MATERIAL start
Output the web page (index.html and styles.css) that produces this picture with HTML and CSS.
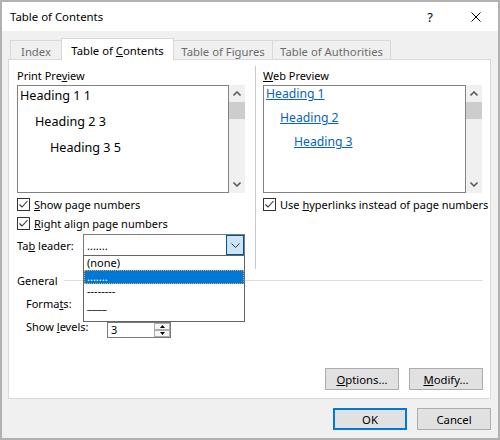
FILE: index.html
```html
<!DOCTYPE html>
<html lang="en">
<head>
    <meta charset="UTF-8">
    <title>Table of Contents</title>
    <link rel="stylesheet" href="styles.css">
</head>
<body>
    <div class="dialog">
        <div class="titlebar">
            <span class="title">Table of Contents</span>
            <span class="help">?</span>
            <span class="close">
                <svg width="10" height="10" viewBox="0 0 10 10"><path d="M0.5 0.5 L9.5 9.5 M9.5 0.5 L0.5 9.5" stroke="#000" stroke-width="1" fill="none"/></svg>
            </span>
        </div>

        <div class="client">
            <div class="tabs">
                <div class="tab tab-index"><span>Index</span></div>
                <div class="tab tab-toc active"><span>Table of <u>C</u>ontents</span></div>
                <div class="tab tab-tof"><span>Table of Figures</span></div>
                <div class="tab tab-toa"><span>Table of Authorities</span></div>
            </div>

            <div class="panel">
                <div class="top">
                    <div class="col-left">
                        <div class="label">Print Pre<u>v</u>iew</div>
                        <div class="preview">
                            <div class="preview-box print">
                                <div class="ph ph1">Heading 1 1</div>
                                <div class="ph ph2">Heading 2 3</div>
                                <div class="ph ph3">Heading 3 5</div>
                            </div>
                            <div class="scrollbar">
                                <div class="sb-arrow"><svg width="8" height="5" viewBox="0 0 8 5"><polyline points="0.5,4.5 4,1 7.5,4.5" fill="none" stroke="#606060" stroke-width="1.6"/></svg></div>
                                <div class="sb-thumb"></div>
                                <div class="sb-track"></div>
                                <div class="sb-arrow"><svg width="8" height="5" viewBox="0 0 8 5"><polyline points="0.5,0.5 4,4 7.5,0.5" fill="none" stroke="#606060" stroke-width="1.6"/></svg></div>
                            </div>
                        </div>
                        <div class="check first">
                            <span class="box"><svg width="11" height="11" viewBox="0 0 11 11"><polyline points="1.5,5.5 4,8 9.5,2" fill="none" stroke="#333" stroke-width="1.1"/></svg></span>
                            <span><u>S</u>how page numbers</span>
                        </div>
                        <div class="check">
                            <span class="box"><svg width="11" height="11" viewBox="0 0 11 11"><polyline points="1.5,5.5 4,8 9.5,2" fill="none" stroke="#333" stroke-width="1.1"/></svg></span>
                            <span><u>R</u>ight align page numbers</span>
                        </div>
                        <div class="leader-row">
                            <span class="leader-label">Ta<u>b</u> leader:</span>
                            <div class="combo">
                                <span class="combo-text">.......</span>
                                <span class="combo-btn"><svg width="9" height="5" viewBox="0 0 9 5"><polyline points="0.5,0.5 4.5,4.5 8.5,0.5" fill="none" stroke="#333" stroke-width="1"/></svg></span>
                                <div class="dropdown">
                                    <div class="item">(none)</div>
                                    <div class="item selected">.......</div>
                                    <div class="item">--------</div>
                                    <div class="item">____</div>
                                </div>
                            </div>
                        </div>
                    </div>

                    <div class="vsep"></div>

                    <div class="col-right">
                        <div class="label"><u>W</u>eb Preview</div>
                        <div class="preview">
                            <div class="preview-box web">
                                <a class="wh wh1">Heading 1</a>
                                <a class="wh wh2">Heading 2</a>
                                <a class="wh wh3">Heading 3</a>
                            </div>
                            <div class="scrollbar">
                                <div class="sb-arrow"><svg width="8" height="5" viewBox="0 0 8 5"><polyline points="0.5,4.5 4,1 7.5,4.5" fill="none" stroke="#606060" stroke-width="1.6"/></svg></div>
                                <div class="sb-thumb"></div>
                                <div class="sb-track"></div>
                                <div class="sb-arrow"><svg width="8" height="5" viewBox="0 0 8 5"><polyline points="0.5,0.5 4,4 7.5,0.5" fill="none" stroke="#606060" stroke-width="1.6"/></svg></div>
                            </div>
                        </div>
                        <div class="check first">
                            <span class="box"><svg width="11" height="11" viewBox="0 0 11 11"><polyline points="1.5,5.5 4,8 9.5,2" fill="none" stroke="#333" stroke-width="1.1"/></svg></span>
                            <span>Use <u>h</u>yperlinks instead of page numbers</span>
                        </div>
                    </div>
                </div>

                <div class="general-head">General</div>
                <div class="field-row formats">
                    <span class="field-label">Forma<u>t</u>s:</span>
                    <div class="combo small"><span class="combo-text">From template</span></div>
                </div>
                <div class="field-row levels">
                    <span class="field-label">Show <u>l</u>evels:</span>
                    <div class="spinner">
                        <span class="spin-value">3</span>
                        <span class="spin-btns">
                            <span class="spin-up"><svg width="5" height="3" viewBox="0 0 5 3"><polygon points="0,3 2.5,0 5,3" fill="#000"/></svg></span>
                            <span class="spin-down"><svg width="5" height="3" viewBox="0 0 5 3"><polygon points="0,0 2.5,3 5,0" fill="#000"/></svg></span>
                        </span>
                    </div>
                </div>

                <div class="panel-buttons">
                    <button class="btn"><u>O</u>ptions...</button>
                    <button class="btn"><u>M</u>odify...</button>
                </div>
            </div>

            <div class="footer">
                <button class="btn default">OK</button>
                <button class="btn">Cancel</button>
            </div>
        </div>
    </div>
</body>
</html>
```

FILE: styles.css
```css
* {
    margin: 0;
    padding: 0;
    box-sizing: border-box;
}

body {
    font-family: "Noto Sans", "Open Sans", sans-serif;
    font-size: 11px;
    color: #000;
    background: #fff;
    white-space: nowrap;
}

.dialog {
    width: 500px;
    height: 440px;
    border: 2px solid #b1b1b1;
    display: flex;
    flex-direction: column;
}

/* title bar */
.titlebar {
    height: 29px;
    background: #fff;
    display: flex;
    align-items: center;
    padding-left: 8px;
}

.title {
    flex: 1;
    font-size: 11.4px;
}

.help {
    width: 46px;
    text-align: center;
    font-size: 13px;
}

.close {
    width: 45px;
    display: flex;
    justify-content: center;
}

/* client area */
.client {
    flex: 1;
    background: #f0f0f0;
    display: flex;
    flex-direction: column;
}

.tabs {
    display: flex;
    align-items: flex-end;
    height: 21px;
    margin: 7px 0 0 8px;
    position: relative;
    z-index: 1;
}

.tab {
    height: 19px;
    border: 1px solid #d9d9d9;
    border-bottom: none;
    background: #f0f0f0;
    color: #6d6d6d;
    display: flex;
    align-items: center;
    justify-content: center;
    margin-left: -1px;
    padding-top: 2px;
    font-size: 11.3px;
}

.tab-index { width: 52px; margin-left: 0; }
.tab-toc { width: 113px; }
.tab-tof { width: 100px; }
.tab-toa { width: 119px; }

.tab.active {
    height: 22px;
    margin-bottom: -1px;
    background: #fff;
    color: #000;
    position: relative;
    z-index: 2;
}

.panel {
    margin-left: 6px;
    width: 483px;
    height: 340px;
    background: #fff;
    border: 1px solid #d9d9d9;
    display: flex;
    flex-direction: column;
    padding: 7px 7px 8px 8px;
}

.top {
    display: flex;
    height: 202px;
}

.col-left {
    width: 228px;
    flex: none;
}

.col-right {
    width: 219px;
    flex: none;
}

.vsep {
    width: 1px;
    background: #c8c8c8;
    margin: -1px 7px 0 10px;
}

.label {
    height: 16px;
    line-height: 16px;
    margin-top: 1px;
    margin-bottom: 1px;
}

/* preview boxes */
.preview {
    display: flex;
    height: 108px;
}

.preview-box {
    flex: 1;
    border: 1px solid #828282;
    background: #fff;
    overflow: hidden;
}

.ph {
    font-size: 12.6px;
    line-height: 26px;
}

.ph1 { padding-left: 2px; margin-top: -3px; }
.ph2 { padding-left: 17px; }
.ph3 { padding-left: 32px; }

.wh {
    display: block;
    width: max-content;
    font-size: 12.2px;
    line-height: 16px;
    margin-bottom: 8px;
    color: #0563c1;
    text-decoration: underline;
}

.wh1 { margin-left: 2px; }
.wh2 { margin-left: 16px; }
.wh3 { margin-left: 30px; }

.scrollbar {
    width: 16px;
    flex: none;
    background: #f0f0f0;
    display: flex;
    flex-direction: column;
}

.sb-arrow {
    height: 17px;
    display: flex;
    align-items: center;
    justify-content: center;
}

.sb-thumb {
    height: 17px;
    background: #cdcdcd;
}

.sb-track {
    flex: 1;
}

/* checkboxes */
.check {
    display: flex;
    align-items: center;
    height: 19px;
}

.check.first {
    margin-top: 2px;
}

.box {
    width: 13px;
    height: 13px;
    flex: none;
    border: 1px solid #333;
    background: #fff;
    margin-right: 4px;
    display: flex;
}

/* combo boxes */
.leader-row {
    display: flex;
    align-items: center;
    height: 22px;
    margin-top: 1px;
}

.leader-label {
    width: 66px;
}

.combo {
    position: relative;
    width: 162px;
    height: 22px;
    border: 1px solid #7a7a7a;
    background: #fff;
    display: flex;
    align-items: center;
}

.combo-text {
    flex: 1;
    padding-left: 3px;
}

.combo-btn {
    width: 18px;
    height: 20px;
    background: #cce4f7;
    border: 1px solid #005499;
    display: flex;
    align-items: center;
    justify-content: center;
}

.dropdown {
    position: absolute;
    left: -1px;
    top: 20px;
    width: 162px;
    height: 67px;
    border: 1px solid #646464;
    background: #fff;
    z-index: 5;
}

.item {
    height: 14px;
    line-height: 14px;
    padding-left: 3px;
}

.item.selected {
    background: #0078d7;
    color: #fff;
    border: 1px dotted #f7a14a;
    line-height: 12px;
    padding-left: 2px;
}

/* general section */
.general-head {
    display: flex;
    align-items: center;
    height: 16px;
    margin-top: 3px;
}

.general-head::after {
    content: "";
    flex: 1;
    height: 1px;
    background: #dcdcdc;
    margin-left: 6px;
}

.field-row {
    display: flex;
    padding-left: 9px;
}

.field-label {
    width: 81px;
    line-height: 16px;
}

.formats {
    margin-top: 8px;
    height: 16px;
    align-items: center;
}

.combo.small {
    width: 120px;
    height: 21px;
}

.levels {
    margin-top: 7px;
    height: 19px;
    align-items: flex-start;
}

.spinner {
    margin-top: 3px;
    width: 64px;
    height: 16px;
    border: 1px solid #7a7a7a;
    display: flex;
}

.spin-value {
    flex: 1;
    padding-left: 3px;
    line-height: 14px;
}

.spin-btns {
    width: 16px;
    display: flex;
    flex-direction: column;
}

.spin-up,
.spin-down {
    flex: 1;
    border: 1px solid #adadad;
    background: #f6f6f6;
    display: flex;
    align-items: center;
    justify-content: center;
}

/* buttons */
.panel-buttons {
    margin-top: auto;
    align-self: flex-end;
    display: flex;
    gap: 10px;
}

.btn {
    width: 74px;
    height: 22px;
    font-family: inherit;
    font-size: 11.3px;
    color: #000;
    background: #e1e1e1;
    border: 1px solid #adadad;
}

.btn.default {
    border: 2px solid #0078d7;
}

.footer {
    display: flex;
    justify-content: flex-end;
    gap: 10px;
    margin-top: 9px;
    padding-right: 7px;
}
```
MATERIAL end
MATERIAL start
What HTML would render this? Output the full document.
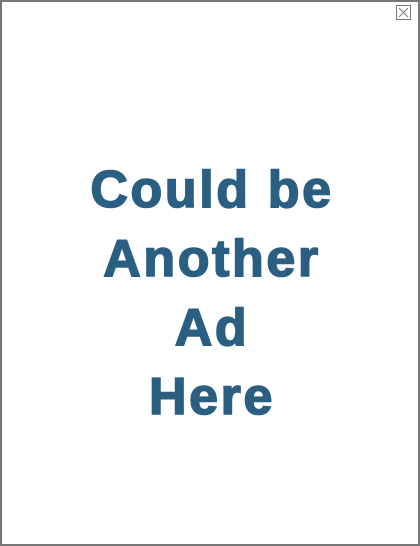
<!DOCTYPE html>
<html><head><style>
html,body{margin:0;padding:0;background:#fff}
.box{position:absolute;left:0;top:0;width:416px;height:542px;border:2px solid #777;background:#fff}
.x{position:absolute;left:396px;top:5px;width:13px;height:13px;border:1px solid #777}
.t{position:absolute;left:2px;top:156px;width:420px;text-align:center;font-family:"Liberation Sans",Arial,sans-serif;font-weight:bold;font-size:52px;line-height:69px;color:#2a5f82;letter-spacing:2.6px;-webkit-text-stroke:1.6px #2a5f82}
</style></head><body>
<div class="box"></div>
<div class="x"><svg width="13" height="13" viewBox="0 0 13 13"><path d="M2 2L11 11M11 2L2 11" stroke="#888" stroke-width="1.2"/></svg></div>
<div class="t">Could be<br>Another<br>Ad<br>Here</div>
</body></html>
MATERIAL end
MATERIAL start
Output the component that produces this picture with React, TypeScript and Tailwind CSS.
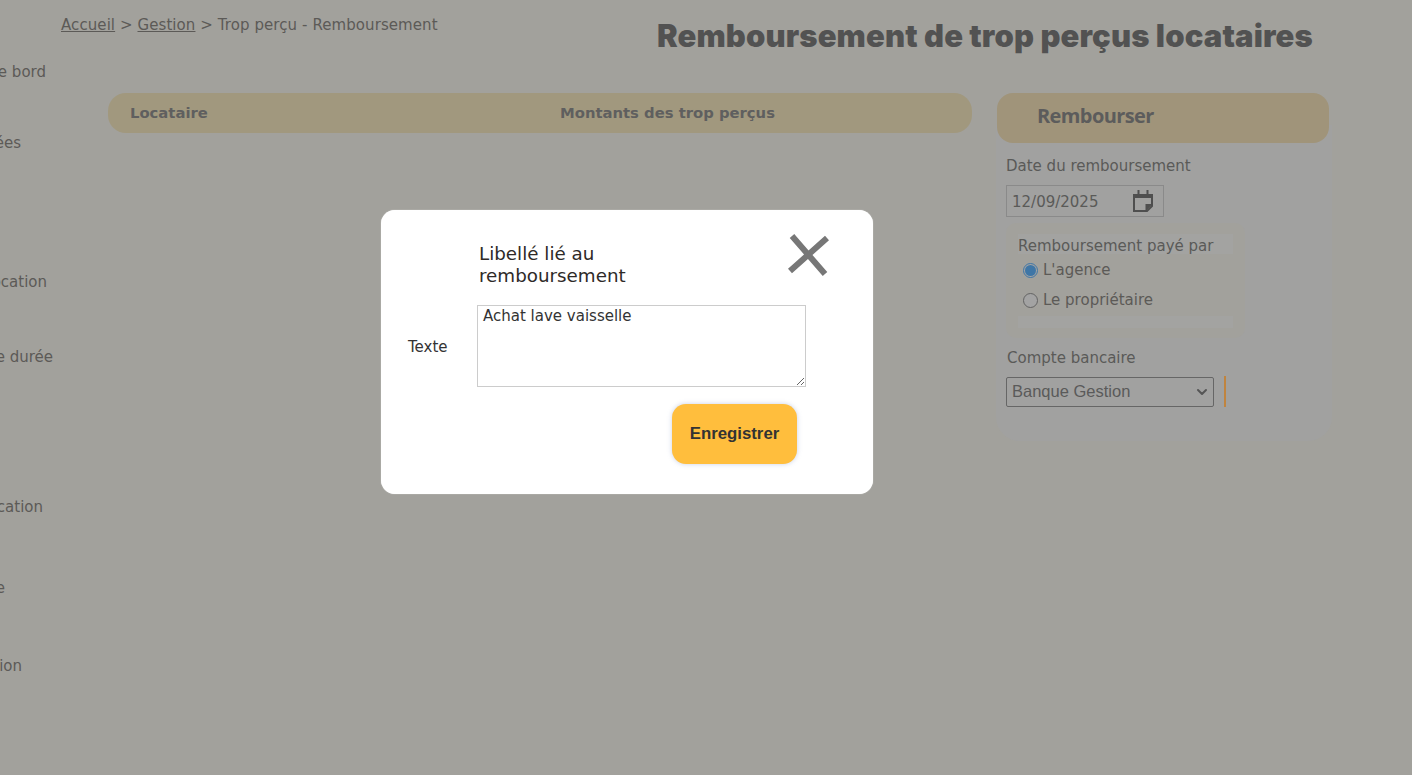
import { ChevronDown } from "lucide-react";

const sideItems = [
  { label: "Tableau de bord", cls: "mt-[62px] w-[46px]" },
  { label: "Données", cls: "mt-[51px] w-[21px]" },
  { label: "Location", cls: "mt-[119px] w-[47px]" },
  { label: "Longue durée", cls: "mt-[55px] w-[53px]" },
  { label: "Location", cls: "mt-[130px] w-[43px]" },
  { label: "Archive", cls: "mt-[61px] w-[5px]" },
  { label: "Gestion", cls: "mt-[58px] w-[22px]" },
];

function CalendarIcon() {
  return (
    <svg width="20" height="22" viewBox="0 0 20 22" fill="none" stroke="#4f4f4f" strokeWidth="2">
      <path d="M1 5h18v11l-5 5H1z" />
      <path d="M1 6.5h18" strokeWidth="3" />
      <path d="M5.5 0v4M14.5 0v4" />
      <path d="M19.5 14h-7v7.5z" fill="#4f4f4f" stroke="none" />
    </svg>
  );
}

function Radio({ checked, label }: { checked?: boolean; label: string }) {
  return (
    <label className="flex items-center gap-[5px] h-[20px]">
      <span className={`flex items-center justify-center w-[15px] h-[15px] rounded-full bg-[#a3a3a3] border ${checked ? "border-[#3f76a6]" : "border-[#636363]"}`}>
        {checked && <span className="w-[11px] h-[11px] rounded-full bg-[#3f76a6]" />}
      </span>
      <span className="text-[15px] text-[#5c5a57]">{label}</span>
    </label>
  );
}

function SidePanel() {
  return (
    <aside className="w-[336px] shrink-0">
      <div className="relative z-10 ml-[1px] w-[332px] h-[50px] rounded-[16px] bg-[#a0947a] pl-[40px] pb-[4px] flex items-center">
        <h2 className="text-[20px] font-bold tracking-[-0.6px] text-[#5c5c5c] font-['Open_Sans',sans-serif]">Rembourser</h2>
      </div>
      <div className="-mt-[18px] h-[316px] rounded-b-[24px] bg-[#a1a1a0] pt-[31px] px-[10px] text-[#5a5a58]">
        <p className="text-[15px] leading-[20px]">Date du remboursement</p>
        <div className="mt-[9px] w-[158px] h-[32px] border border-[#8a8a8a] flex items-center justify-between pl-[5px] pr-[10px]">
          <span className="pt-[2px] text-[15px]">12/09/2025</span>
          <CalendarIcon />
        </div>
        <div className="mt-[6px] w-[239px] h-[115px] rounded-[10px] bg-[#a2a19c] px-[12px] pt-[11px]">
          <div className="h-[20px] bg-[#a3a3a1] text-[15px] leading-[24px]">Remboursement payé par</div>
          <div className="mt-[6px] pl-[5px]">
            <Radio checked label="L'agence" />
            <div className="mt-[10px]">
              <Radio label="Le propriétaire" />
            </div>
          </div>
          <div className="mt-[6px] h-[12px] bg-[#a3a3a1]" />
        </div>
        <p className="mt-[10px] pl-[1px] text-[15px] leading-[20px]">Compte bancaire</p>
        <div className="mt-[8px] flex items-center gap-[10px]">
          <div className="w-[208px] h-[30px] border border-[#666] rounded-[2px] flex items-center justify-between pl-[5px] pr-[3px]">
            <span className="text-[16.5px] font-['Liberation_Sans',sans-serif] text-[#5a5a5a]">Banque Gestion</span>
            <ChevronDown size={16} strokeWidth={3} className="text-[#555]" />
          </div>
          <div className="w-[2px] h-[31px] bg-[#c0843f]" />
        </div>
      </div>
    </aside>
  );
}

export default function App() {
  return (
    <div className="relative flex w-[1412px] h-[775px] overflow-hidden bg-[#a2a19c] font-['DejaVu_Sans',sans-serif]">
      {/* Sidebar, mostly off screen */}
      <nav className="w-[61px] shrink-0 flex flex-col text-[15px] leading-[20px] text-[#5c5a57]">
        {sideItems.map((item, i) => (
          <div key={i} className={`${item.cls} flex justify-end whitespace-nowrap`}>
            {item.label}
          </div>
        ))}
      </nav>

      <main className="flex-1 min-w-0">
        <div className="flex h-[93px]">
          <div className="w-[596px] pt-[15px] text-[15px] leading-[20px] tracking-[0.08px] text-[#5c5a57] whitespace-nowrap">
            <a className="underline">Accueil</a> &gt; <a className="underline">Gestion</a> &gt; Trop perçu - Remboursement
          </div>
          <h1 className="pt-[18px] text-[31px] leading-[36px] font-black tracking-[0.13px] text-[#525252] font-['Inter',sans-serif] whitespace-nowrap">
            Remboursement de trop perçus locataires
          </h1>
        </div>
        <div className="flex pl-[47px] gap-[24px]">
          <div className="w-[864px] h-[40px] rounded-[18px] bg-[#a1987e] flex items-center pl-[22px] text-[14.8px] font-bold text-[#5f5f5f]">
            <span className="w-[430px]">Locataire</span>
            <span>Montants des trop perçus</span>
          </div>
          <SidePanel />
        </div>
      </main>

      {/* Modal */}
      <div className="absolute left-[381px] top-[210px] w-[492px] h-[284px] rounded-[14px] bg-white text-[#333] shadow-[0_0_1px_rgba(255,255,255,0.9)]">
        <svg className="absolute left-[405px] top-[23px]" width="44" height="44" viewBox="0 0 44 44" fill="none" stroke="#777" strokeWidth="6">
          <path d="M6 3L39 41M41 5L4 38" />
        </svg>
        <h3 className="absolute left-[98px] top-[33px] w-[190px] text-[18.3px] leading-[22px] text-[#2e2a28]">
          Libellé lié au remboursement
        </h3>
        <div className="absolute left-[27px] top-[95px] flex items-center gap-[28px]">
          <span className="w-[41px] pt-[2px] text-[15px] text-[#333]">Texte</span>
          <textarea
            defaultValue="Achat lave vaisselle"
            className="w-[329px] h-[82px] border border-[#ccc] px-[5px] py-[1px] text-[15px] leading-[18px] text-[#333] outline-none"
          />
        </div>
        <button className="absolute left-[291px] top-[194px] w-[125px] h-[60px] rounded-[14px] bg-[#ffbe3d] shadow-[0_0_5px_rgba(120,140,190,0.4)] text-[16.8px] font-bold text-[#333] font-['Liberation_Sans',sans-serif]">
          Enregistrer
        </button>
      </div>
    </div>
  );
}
MATERIAL end
Find the word "picture" in the data and show each line that holds it.

Output the web page (index.html and styles.css) that produces this picture with HTML and CSS.
Output the component that produces this picture with React, TypeScript and Tailwind CSS.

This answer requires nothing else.